Every cell must distribute its genetic materials equally to its daughter cells in cell divisions. Errors in chromosome segregation result in cells with an abnormal number of chromosomes, which is a hallmark of cancers and may cause spontaneous abortion or birth defects. Thus, understanding the mechanisms that ensure accurate chromosome segregation is fundamentally important and medically relevant. The centromere is a chromatin domain on the chromosome acting as a platform for kinetochore formation, which allows microtubule attachment and ensures accurate chromosome segregation during mitosis and meiosis. Centromere is proposed to be regulated mainly by epigenetics. Recently, transcriptional activity has been found in the centromere of many eukaryotes, and increasing evidence indicates that centromeric transcription and its corresponding non-coding centromeric RNAs (cenRNAs) may involve in controlling the activity of centromere epigenetically. Budding yeast S. cerevisiae possesses the simplest form of centromere in eukaryotes, and its centromere is originally thought to be DNA sequence-dependent without any epigenetic control. In this study, I have identified that budding yeast centromere is regulated epigenetically by centromeric transcription.
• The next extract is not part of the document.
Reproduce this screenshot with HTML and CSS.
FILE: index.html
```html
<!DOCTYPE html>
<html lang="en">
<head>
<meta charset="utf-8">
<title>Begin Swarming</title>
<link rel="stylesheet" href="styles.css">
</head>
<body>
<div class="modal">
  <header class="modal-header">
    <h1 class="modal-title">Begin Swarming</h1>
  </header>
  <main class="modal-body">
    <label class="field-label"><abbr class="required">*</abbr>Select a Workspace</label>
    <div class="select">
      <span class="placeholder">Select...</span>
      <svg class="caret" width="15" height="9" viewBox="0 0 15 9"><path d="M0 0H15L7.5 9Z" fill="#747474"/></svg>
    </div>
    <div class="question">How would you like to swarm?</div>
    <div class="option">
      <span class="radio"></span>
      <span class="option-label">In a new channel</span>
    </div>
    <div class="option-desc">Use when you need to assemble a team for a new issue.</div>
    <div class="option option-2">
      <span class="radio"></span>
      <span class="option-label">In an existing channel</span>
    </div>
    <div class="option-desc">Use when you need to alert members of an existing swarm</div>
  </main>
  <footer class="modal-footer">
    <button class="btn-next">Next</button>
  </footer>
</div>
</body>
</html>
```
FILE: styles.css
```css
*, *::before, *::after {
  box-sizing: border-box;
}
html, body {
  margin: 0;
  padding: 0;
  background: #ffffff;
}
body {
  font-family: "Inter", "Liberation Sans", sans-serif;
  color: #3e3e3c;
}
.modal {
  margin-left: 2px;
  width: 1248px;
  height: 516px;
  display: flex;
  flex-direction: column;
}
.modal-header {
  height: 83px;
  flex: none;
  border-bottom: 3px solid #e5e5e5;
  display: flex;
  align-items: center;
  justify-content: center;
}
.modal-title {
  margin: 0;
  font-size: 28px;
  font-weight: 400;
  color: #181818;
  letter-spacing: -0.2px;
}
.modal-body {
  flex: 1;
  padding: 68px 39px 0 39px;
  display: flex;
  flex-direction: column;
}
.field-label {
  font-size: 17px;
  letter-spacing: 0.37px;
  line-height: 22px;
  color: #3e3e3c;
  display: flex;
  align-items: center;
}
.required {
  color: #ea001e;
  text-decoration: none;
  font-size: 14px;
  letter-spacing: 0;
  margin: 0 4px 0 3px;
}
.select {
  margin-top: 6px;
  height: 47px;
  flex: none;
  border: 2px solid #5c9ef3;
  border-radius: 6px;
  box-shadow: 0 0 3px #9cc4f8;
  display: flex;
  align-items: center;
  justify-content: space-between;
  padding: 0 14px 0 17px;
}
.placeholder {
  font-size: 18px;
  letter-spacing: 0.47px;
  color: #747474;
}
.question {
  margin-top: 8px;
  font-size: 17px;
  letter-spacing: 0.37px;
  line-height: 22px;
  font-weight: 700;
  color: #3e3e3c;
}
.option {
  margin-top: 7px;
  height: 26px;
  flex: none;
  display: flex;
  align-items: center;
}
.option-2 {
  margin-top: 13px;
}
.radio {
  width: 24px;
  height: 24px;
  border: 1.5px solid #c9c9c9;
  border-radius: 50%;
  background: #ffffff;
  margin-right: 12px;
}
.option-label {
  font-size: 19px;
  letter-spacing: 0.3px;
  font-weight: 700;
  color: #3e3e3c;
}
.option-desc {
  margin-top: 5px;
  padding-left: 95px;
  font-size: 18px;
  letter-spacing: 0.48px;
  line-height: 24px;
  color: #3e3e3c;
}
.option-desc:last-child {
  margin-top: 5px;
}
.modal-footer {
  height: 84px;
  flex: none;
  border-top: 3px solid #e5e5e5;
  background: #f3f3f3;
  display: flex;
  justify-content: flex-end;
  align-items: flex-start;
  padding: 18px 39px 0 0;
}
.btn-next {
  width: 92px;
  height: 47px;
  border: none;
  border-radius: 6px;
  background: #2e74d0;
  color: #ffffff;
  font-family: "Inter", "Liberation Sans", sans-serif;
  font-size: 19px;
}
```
To characterize budding yeast centromeric transcription, I have demonstrated that cenRNAs are long non-coding RNAs induced in S phase of the cell cycle, coincident with the CENP-A loading time. The induction of centromeric transcription is DNA replication-dependent. Centromeric transcription is repressed by kinetochore protein Cbf1 and histone H2A variant Htz1. Deletion of CBF1, HTZ1, or both, resulted in an increase of centromere-containing plasmid (CEN plasmid) loss. Double deletion of CBF1 and HTZ1 down-regulate the protein level of CENP-A chaperone HJURPScm3, and kinetochore proteins CENP-ACse4, CENP-CMif2 and SurvivinBir1. A novel RNAi system is developed to knockdown cenRNAs from all the centromeres, and resulted in centromere malfunction, suggesting that cenRNAs regulate centromere function in trans. cenRNA knockdown partially rescues the CEN plasmid loss phenotype in cbf1Δ and htz1Δ, indicating that disruption of centromere function in these deletion mutants are partially due to derepressed cenRNA level. This work demonstrates that centromeric transcription is tightly regulated, and a fine balance of cenRNAs level is important for normal centromere function.